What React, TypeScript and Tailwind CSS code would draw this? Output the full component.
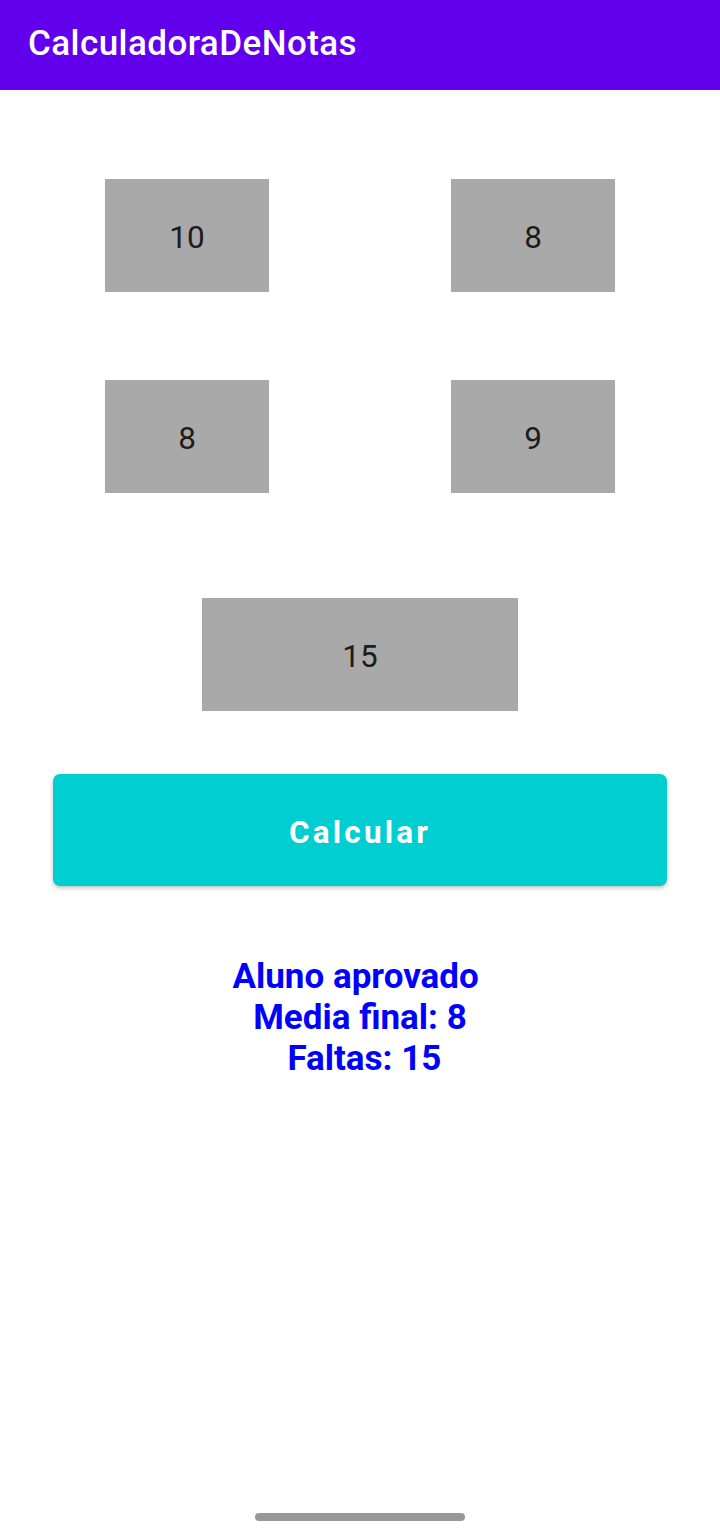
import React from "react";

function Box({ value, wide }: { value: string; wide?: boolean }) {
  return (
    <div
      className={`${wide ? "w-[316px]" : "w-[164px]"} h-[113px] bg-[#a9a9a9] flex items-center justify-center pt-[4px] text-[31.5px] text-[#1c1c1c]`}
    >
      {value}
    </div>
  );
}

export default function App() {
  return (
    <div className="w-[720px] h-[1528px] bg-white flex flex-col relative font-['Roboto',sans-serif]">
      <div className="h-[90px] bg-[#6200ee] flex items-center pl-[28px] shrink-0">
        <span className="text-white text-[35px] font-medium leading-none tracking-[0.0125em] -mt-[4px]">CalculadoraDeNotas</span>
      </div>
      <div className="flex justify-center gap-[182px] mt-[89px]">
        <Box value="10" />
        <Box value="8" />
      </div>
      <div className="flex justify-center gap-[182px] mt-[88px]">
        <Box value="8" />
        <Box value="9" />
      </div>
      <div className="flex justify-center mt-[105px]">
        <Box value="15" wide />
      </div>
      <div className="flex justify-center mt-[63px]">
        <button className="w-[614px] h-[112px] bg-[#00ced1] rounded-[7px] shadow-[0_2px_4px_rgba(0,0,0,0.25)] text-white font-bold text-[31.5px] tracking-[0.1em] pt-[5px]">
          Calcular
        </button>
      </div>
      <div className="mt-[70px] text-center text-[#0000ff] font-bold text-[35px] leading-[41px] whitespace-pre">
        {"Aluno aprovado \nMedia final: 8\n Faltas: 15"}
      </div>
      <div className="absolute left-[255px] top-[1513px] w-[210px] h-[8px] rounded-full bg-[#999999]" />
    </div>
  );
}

**Exercise aim**
Restate the entire listing word for word, excluding pictures.

**Full output**
What React, TypeScript and Tailwind CSS code would draw this? Output the full component.
import React from "react";

function Box({ value, wide }: { value: string; wide?: boolean }) {
  return (
    <div
      className={`${wide ? "w-[316px]" : "w-[164px]"} h-[113px] bg-[#a9a9a9] flex items-center justify-center pt-[4px] text-[31.5px] text-[#1c1c1c]`}
    >
      {value}
    </div>
  );
}

export default function App() {
  return (
    <div className="w-[720px] h-[1528px] bg-white flex flex-col relative font-['Roboto',sans-serif]">
      <div className="h-[90px] bg-[#6200ee] flex items-center pl-[28px] shrink-0">
        <span className="text-white text-[35px] font-medium leading-none tracking-[0.0125em] -mt-[4px]">CalculadoraDeNotas</span>
      </div>
      <div className="flex justify-center gap-[182px] mt-[89px]">
        <Box value="10" />
        <Box value="8" />
      </div>
      <div className="flex justify-center gap-[182px] mt-[88px]">
        <Box value="8" />
        <Box value="9" />
      </div>
      <div className="flex justify-center mt-[105px]">
        <Box value="15" wide />
      </div>
      <div className="flex justify-center mt-[63px]">
        <button className="w-[614px] h-[112px] bg-[#00ced1] rounded-[7px] shadow-[0_2px_4px_rgba(0,0,0,0.25)] text-white font-bold text-[31.5px] tracking-[0.1em] pt-[5px]">
          Calcular
        </button>
      </div>
      <div className="mt-[70px] text-center text-[#0000ff] font-bold text-[35px] leading-[41px] whitespace-pre">
        {"Aluno aprovado \nMedia final: 8\n Faltas: 15"}
      </div>
      <div className="absolute left-[255px] top-[1513px] w-[210px] h-[8px] rounded-full bg-[#999999]" />
    </div>
  );
}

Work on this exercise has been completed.